* [Written instruction]:
In the entries, find all lines that hold the word "size" and copy them.
◇ ◇ ◇
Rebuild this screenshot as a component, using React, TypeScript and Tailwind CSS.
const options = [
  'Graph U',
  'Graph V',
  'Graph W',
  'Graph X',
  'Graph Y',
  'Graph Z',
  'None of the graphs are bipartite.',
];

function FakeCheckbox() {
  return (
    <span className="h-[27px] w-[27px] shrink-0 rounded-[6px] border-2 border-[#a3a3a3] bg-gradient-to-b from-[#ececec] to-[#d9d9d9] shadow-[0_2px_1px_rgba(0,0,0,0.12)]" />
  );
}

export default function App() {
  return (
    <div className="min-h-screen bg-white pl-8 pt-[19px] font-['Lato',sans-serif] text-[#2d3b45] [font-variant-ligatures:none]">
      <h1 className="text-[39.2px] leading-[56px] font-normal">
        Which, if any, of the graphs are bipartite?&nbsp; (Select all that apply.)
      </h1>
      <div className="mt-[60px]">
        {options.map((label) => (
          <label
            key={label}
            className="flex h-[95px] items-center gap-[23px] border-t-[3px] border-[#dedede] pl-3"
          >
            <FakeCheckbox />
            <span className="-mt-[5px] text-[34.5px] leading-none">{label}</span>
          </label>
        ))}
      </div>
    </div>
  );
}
◇ ◇ ◇
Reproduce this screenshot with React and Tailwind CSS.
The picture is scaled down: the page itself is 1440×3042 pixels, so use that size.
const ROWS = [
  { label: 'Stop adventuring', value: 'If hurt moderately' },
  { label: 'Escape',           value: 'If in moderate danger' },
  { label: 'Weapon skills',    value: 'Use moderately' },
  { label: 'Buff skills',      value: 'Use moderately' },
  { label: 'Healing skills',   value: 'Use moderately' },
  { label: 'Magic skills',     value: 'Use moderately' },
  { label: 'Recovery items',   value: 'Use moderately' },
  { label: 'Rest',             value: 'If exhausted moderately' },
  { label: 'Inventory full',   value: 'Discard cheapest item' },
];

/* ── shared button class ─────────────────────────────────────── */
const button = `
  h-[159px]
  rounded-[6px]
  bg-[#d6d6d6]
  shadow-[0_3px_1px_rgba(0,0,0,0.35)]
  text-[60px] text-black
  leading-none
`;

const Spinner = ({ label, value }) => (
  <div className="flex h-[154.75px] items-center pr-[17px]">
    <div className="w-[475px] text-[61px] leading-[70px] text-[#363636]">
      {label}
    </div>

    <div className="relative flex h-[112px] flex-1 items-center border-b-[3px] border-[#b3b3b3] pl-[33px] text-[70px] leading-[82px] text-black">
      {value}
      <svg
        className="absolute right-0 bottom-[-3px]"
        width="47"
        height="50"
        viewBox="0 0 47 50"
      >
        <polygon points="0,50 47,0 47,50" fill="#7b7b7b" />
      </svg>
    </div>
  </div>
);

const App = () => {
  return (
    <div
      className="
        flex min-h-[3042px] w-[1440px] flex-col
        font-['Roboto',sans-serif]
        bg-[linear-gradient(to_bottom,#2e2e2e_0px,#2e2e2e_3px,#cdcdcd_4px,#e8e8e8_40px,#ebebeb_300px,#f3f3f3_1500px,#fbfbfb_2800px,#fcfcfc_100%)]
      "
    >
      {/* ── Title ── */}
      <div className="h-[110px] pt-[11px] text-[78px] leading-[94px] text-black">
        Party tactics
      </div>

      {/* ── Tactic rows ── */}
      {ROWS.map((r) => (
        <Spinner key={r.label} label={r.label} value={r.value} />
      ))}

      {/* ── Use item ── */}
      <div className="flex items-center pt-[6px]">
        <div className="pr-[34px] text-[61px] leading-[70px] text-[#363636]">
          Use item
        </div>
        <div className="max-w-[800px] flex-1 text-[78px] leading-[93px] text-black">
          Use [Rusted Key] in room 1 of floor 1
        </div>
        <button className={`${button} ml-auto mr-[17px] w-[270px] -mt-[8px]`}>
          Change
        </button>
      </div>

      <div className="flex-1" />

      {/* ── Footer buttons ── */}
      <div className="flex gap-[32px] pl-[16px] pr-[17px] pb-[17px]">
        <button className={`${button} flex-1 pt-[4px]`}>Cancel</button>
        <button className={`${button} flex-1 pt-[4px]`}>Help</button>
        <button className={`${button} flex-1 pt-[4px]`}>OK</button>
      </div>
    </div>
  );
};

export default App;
◇ ◇ ◇
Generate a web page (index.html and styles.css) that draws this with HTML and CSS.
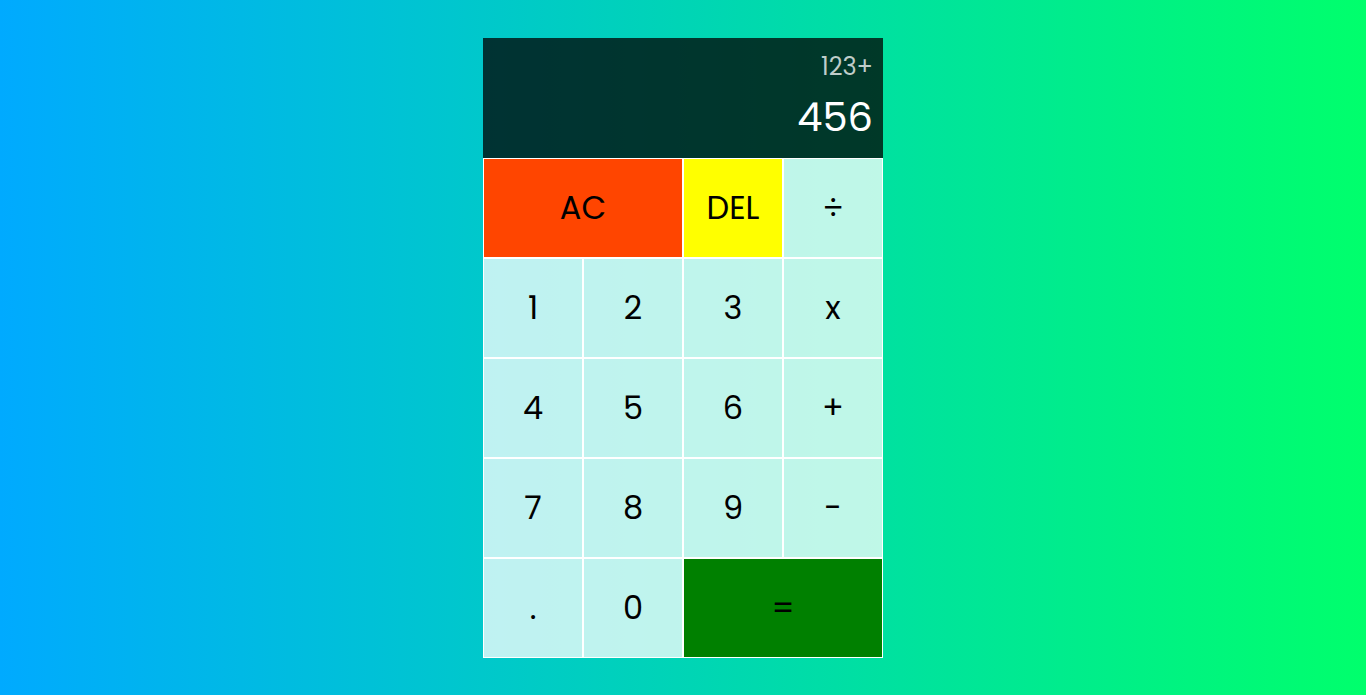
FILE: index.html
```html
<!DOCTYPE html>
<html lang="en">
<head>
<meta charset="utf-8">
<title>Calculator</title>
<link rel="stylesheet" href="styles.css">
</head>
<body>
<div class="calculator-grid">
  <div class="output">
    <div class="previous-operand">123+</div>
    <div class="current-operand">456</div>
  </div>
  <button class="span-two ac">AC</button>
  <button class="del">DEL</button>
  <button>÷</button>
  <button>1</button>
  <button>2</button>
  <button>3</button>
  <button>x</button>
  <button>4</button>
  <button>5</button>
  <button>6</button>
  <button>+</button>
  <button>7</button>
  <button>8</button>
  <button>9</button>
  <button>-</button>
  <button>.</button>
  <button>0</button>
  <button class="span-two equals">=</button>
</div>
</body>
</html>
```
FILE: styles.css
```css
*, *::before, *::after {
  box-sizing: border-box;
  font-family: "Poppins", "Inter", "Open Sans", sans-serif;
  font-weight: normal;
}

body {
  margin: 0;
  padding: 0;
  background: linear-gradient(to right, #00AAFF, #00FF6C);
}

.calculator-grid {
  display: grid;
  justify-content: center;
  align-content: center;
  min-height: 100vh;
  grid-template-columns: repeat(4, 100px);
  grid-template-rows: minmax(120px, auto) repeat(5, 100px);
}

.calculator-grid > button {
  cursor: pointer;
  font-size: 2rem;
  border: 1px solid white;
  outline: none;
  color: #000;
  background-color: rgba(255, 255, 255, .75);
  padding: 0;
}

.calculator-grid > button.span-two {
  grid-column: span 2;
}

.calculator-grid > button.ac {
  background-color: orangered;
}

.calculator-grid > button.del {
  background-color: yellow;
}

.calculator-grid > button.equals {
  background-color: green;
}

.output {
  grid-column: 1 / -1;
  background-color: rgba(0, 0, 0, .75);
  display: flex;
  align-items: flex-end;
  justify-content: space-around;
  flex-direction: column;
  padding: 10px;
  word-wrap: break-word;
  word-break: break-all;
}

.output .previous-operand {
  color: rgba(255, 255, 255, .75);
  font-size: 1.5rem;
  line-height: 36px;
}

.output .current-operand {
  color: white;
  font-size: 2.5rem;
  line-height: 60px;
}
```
◇ ◇ ◇
* [Task answer]:
The picture is scaled down: the page itself is 1440×3042 pixels, so use that size.
  font-size: 2rem;
  font-size: 1.5rem;
  font-size: 2.5rem;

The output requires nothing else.